Top court to rule on right to serve sentence in Canada
Decision could make it tougher for government to deny prison transfers
OTTAWA — The Supreme Court of Canada will rule on Thursday in the case of convicted Montreal drug trafficker Pierino Divito, who was imprisoned abroad and wanted to serve his sentence in Canada.
Here’s why the case matters to Canadians: Who is involved in the case?
Divito was arrested in 1994 in connection with what was then considered the biggest drug bust in Canadian history. He was convicted and sentenced, after which the U.S. requested his extradition on separate drug charges. He was sent to the U.S. in 2005 and pleaded guilty, serving his U.S. and Canadian sentences concurrently.
Divito, now 76, has finished serving both sentences and is living in Montreal. Police have described him as having close ties to the Rizzuto mob organization, but his lawyer Clemente Monterosso denies those allegations.

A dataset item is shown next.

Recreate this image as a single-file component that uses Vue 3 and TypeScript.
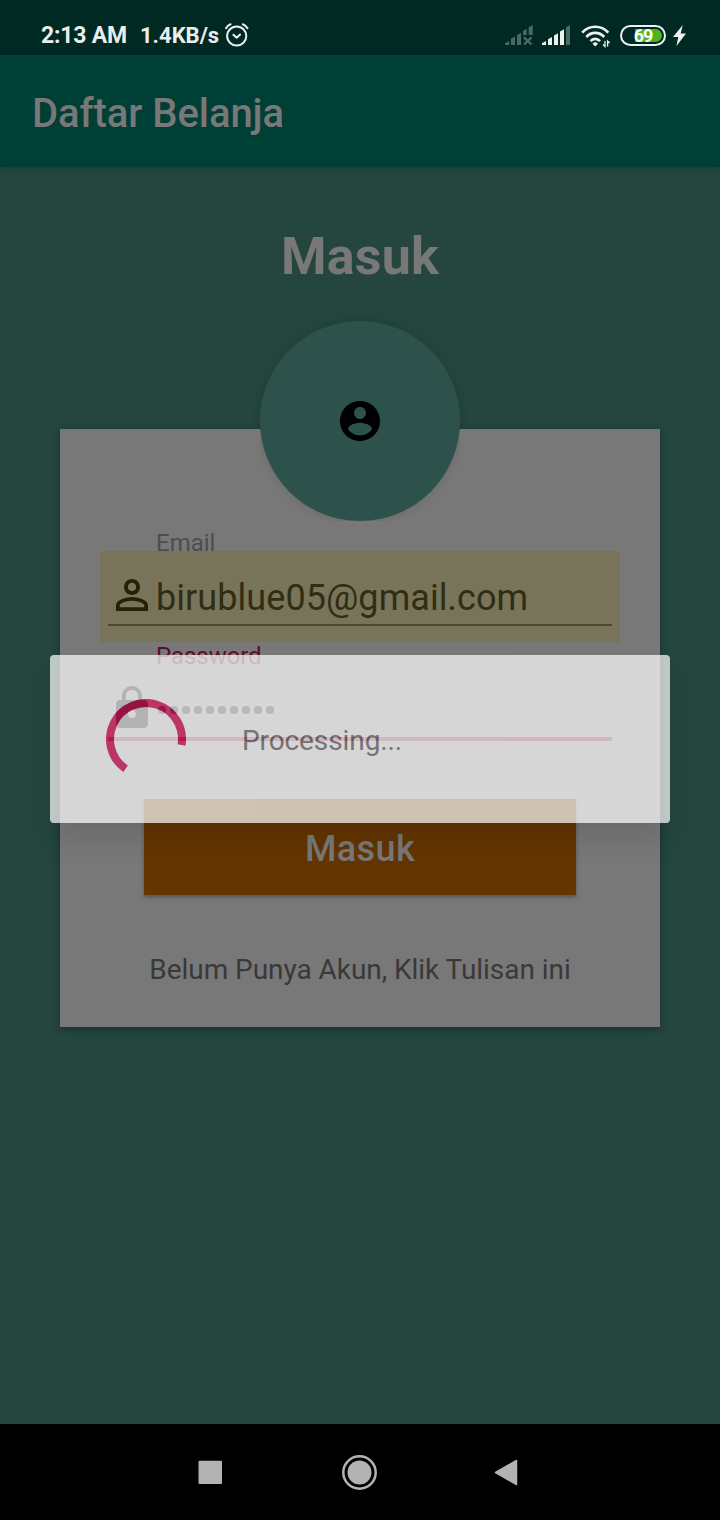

“There is a total absence of evidence that he is related to any Mafia family,” he said. What’s this case about?
While in the U.S., Divito applied multiple times to serve his sentence in Canada. The requests were approved by U.S. authorities, but Canada’s then-public safety minister Vic Toews rejected them, on the grounds that Divito was “identified as an organized crime member” and his return would constitute “a potential threat to the safety of Canadians and the security of Canada.”
Divito, a Canadian citizen, argues that being barred from serving his sentence in Canada violated his mobility rights under the Charter of Rights and Freedoms. Under Section 6 of the Charter, “every citizen of Canada has the right to enter, remain in and leave Canada.”

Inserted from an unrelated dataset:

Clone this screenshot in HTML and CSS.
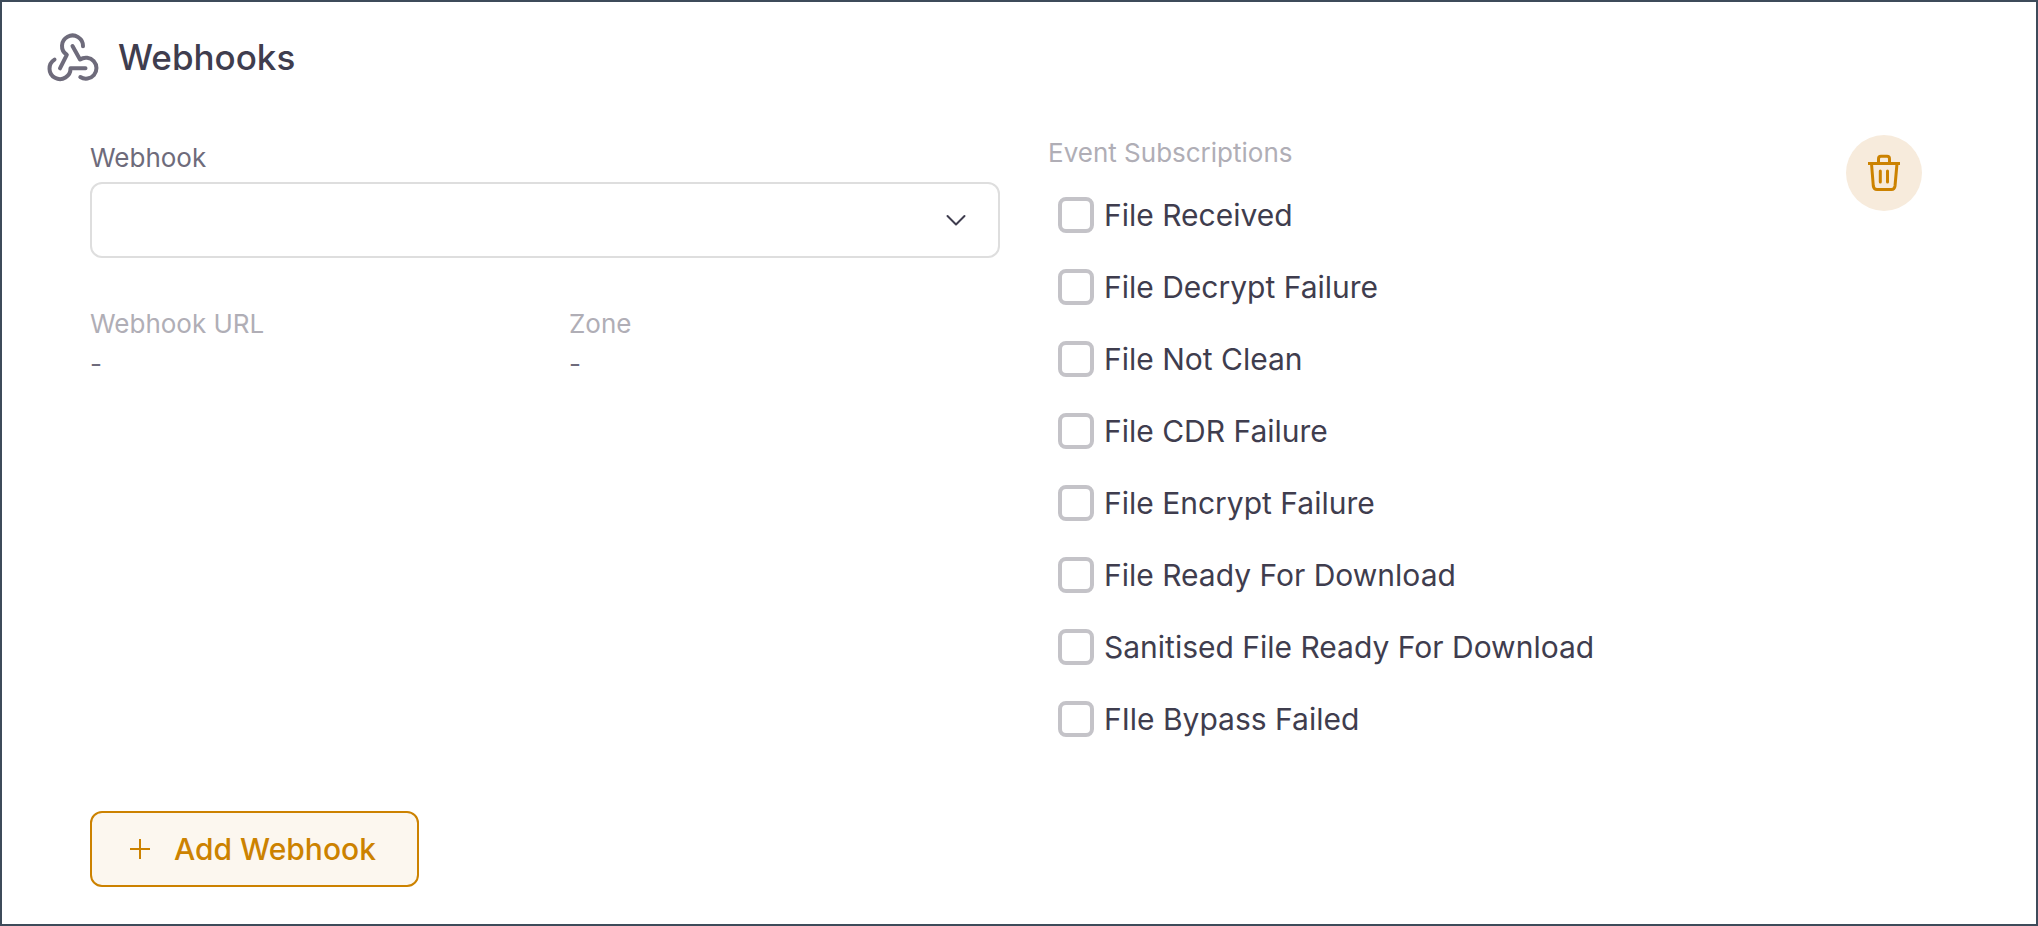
FILE: index.html
```html
<!DOCTYPE html>
<html lang="en">
<head>
  <meta charset="UTF-8">
  <meta name="viewport" content="width=device-width, initial-scale=1">
  <title>Webhooks</title>
  <link rel="stylesheet" href="styles.css">
</head>
<body>
  <main class="panel">
    <header class="panel-header">
      <svg class="icon-webhook" viewBox="0 0 50 46" fill="none" aria-hidden="true">
        <path d="M35 12.300A10.500 10.500 0 1 0 18.800 20.800L12 34.300"/>
        <path d="M24.500 12L32 25.500A10.500 10.500 0 1 1 32.300 43"/>
        <path d="M6.500 25.600A10.500 10.500 0 1 0 22.500 34.300H37.500"/>
      </svg>
      <h2>Webhooks</h2>
    </header>

    <form class="webhook-form">
      <div class="webhook-row">
        <div class="webhook-details">
          <div class="field">
            <label for="webhook">Webhook</label>
            <div class="select-wrap">
              <select id="webhook" name="webhook">
                <option value=""></option>
              </select>
              <svg class="icon-chevron" viewBox="0 0 20 12" fill="none" aria-hidden="true">
                <path d="M1.500 2L10 10.500L18.500 2"/>
              </svg>
            </div>
          </div>
          <dl class="info">
            <div>
              <dt>Webhook URL</dt>
              <dd>-</dd>
            </div>
            <div>
              <dt>Zone</dt>
              <dd>-</dd>
            </div>
          </dl>
        </div>

        <div class="webhook-events">
          <fieldset>
            <legend>Event Subscriptions</legend>
            <label class="check"><input type="checkbox" name="received">File Received</label>
            <label class="check"><input type="checkbox" name="decrypt">File Decrypt Failure</label>
            <label class="check"><input type="checkbox" name="notclean">File Not Clean</label>
            <label class="check"><input type="checkbox" name="cdr">File CDR Failure</label>
            <label class="check"><input type="checkbox" name="encrypt">File Encrypt Failure</label>
            <label class="check"><input type="checkbox" name="ready">File Ready For Download</label>
            <label class="check"><input type="checkbox" name="sanitised">Sanitised File Ready For Download</label>
            <label class="check"><input type="checkbox" name="bypass">FIle Bypass Failed</label>
          </fieldset>
          <button type="button" class="btn-delete" aria-label="Delete webhook">
            <svg class="icon-trash" viewBox="0 0 32 36" fill="none" aria-hidden="true">
              <path d="M0 8.500H32"/>
              <path d="M10.500 8.500V4Q10.500 1.300 13 1.300H19Q21.500 1.300 21.500 4V8.500"/>
              <path d="M3.500 8.500L5.300 31Q5.800 34.500 9 34.500H23.500Q26.500 34.500 27 31L29 8.500"/>
              <path class="bars" d="M12.300 16V27M19.500 16V27"/>
            </svg>
          </button>
        </div>
      </div>

      <button type="button" class="btn-add">
        <svg class="icon-plus" viewBox="0 0 20 20" aria-hidden="true">
          <path d="M10 0V20M0 10H20"/>
        </svg>
        Add Webhook
      </button>
    </form>
  </main>
</body>
</html>
```

FILE: styles.css
```css
* {
  box-sizing: border-box;
}
body {
  font-family: Inter, "Liberation Sans", sans-serif;
  font-size: 30px;
  line-height: 40px;
  color: #3f3d4e;
  background-color: white;
  margin: 0;
}
.panel {
  min-height: 100vh;
  padding: 32px 30px 36px 46px;
  border: 2px solid #3d4b5a;
}
.panel-header {
  display: flex;
  align-items: center;
  gap: 20px;
}
h2 {
  margin: 0;
  font-size: 35px;
  line-height: 46px;
  font-weight: 500;
}
svg {
  display: block;
  overflow: visible;
  stroke-linecap: round;
  stroke-linejoin: round;
}
.icon-webhook {
  width: 50px;
  height: 46px;
  stroke: #6e6b7b;
  stroke-width: 4;
}
.webhook-form {
  padding: 55px 0 0 42px;
}
.webhook-row {
  display: grid;
  grid-template-columns: 1fr 1fr;
}
.field {
  padding: 5px 48px 0 0;
}
.field label {
  display: block;
  margin-bottom: 6px;
  font-size: 26px;
  line-height: 36px;
  color: #6e6b7b;
}
.select-wrap {
  position: relative;
}
select {
  display: block;
  appearance: none;
  width: 100%;
  height: 76px;
  padding: 0 72px 0 24px;
  border: 2px solid #dedede;
  border-radius: 12px;
  background: white;
  color: inherit;
  font: inherit;
}
.icon-chevron {
  position: absolute;
  right: 34px;
  top: 32px;
  width: 20px;
  height: 12px;
  stroke: #3f3d4e;
  stroke-width: 2;
  pointer-events: none;
}
.info {
  display: grid;
  grid-template-columns: 1fr 1fr;
  margin: 48px 0 0;
  font-size: 26px;
  line-height: 36px;
}
dt, legend {
  color: #b0aeb6;
}
dd {
  margin: 4px 0 0;
  color: #6e6b7b;
}
.webhook-events {
  display: flex;
  justify-content: space-between;
  align-items: flex-start;
  padding-right: 84px;
}
fieldset {
  margin: 0;
  padding: 0;
  border: none;
}
legend {
  padding: 0 0 8px;
  font-size: 26px;
  line-height: 36px;
}
.check {
  display: flex;
  align-items: center;
  gap: 10px;
  height: 72px;
  padding-left: 10px;
}
.check input {
  appearance: none;
  width: 36px;
  height: 36px;
  margin: 0;
  border: 4px solid #c4c3c8;
  border-radius: 8px;
  background: white;
}
.check input:checked {
  background: #cc8200;
}
button {
  display: flex;
  align-items: center;
  cursor: pointer;
}
.btn-delete {
  justify-content: center;
  width: 76px;
  height: 76px;
  padding: 0;
  border: none;
  border-radius: 50%;
  background: #f7ebdc;
}
.icon-trash {
  width: 32px;
  height: 36px;
  stroke: #cc8200;
  stroke-width: 3;
  stroke-linecap: butt;
}
.icon-trash .bars {
  stroke-linecap: round;
}
.btn-add {
  gap: 24px;
  height: 76px;
  margin-top: 56px;
  padding: 0 41px 0 38px;
  border: 2px solid #cc8200;
  border-radius: 12px;
  background: #fcf7ef;
  color: #cc8200;
  font: inherit;
  font-weight: 500;
}
.icon-plus {
  width: 20px;
  height: 20px;
  stroke: #cc8200;
  stroke-width: 2;
  stroke-linecap: butt;
}
```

“Hopefully, the Supreme Court’s ruling will be that every Canadian has the right to come back to his country,” Monterosso said. Why is it coming up now? He’s free, isn’t he?

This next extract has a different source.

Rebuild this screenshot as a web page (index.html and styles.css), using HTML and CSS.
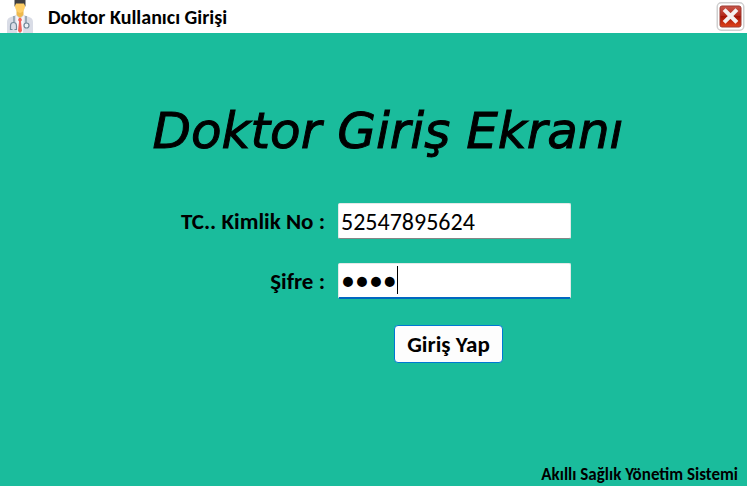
FILE: index.html
```html
<!DOCTYPE html>
<html lang="tr">
<head>
  <meta charset="utf-8">
  <meta name="viewport" content="width=device-width, initial-scale=1">
  <title>Doktor Kullanıcı Girişi</title>
  <link rel="stylesheet" href="styles.css">
</head>
<body>
  <header class="titlebar">
    <svg class="doctor" viewBox="0 0 28 33" aria-hidden="true">
      <path d="M1 33V22Q1 18 5 17L10 15H18L23 17Q27 18 27 22V33Z" fill="#d9dce6"/>
      <path d="M10 15L14 20L18 15L17 33H11Z" fill="#f7f7fb"/>
      <path d="M10.500 10H17.500V15L14 18L10.500 15Z" fill="#eeb94e"/>
      <path d="M9 2H19V7Q18 12 14 13Q10 12 9 7Z" fill="#ffcf67"/>
      <path d="M8.500 7V0H19.500V7L18 3.500H10Z" fill="#3e3e40"/>
      <path d="M13 18H15L16 20L15 21.500L16 31L14 33L12 31L13 21.500L12 20Z" fill="#f0645a"/>
      <path d="M8 16V22M6.500 29.500H4.500V26Q4.500 22.500 7.500 22.500Q10.500 22.500 10.500 26V29.500H8.500M20 16V23" fill="none" stroke="#73899a" stroke-width="1.2"/>
      <circle cx="20.500" cy="25.500" r="2.500" fill="#eef1f6" stroke="#73899a" stroke-width="1.2"/>
    </svg>
    <h1 class="caption">Doktor Kullanıcı Girişi</h1>
    <button class="close" type="button" aria-label="Kapat">
      <svg class="close-icon" viewBox="0 0 28 29" aria-hidden="true">
        <defs>
          <linearGradient id="red" x1="0" y1="0" x2="0" y2="1">
            <stop offset="0" stop-color="#c9564a"/>
            <stop offset=".45" stop-color="#b52a1c"/>
            <stop offset=".5" stop-color="#a41305"/>
            <stop offset="1" stop-color="#e0441c"/>
          </linearGradient>
        </defs>
        <rect x=".75" y=".75" width="26.500" height="27.500" rx="4" fill="#fff" stroke="#cfcfcf" stroke-width="1.500"/>
        <rect x="3.500" y="4" width="21" height="21" rx="2" fill="url(#red)" stroke="#9c3a32"/>
        <path d="M9 9L19 19M19 9L9 19" stroke="#f4efef" stroke-width="4" stroke-linecap="square"/>
      </svg>
    </button>
  </header>
  <main class="screen">
    <h2 class="heading">Doktor Giriş Ekranı</h2>
    <form class="login">
      <label class="label" for="tc">TC.. Kimlik No :</label>
      <input class="field" id="tc" type="text" value="52547895624">
      <label class="label" for="sifre">Şifre :</label>
      <div class="password">
        <input class="field field-active" id="sifre" type="password" value="1234">
        <span class="caret"></span>
      </div>
      <button class="submit" type="submit">Giriş Yap</button>
    </form>
  </main>
  <footer class="footer">Akıllı Sağlık Yönetim Sistemi</footer>
</body>
</html>
```

FILE: styles.css
```css
* {
  box-sizing: border-box;
}

body {
  margin: 0;
  min-height: 100vh;
  display: flex;
  flex-direction: column;
  background: #1abc9c;
  color: #000;
  font-family: Carlito, Calibri, Lato, sans-serif;
  font-weight: 700;
}

.titlebar {
  display: flex;
  align-items: center;
  height: 33px;
  padding: 0 2px 0 6px;
  background: #fff;
}

.doctor {
  width: 28px;
  height: 33px;
}

.caption {
  flex: 1;
  margin: 0 0 0 14px;
  font-size: 20px;
  line-height: 24px;
}

.close {
  display: flex;
  padding: 0;
  border: 0;
  background: none;
}

.close-icon {
  width: 29px;
  height: 29px;
}

.screen {
  flex: 1;
  padding-top: 64px;
}

.heading {
  margin: 0 0 38px;
  padding-left: 29px;
  text-align: center;
  font-family: "Segoe Script", "Ink Free", "DejaVu Sans", cursive;
  font-size: 50px;
  font-style: italic;
  font-weight: 400;
  line-height: 68px;
  -webkit-text-stroke: 1px #000;
}

.login {
  display: grid;
  grid-template-columns: 149px 233px;
  justify-content: center;
  align-items: center;
  gap: 24px 13px;
}

.label {
  text-align: right;
  white-space: nowrap;
  font-size: 23px;
  line-height: 28px;
}

.field {
  display: block;
  width: 100%;
  height: 36px;
  padding: 0 2px;
  border: 1px solid #e3e9e8;
  border-bottom-color: #868686;
  border-radius: 2px;
  outline: 0;
  background: #fff;
  color: #000;
  font-family: Carlito, Calibri, Lato, sans-serif;
  font-size: 24px;
}

.field-active {
  border-bottom: 2px solid #0067c0;
  font-size: 28px;
}

.password {
  position: relative;
}

.caret {
  position: absolute;
  top: 3px;
  left: 59px;
  width: 1px;
  height: 28px;
  background: #000;
}

.submit {
  grid-column: 2;
  justify-self: start;
  width: 109px;
  height: 38px;
  margin: 2px 0 0 56px;
  padding: 0;
  border: 1px solid #0078d4;
  border-radius: 4px;
  background: #fdfdfd;
  color: #000;
  font: inherit;
  font-size: 23px;
}

.footer {
  padding: 0 9px 1px;
  text-align: right;
  font-size: 17px;
  line-height: 20px;
}
```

There have been few opportunities for Canada’s top court to consider Section 6 of the Charter. That the case is coming up now is a reflection of the federal government’s tough-on-crime agenda, said Lorne Waldman, one of the country’s top immigration lawyers. “This has become a big issue since the Conserva- tives took power,” he said.
“They took the view that prison transfers shouldn’t be automatic. The acceptance rate went from very high to much lower.”
Legislation passed last year gave the government even more power in rejecting applications from Canadian prisoners abroad to return, said University of Toronto law professor Audrey Macklin, a chair in human rights law who intervened in the case on behalf of the David Asper Centre for Constitutional Rights. Could this affect other Canadians imprisoned abroad?
The court’s decision could make it more difficult for the public safety minister to reject applications from Canadians imprisoned abroad to return to Canada to serve their sentences, experts said.
“If the Charter is engaged and the minister has to justify it, then the case has to be subject to more scrutiny,” said Waldman, who worked on the case on behalf of the Canadian Civil Liberties Association. “It just shifts the burden a bit onto the minister to justify the decision (to keep Canadians out), and would make it easier for people to challenge.”
Current grounds the minister can take into account when ruling on the applications include the prisoner’s social or family ties in Canada, health, and a broad range of other criteria.
Macklin said if the court rules that a heavy burden of justification is needed when the minister refuses prisoners’ entry, it might knock out some of those grounds.
“I would expect that if this case finds that there is a Charter right and that the government’s breached it, it throws into question many of the criteria that have been identified in the legislation,” Macklin said.
She also pointed out that all Canadian citizens serving time abroad return to Canada eventually because the government incarcerating them deports them at the end of their sentences.
“This is all about when, and not if,” she said. “Sooner or later the offender is going to be returned to Canada, it’s just a question of whether it will be done under the auspices of a prison transfer, or whether they’ll just be deported and then walk off the plane free.
Divito’s lawyers and other interveners argued there’s no benefit to public safety or to the inmate to serve sentences abroad, and that being in the Canadian system gives inmates access to rehabilitation programs not available in foreign jails.
The ruling also could have important implications in a broad range of other cases on how Canadians’ right to return to Canada will be adjudicated, Waldman said.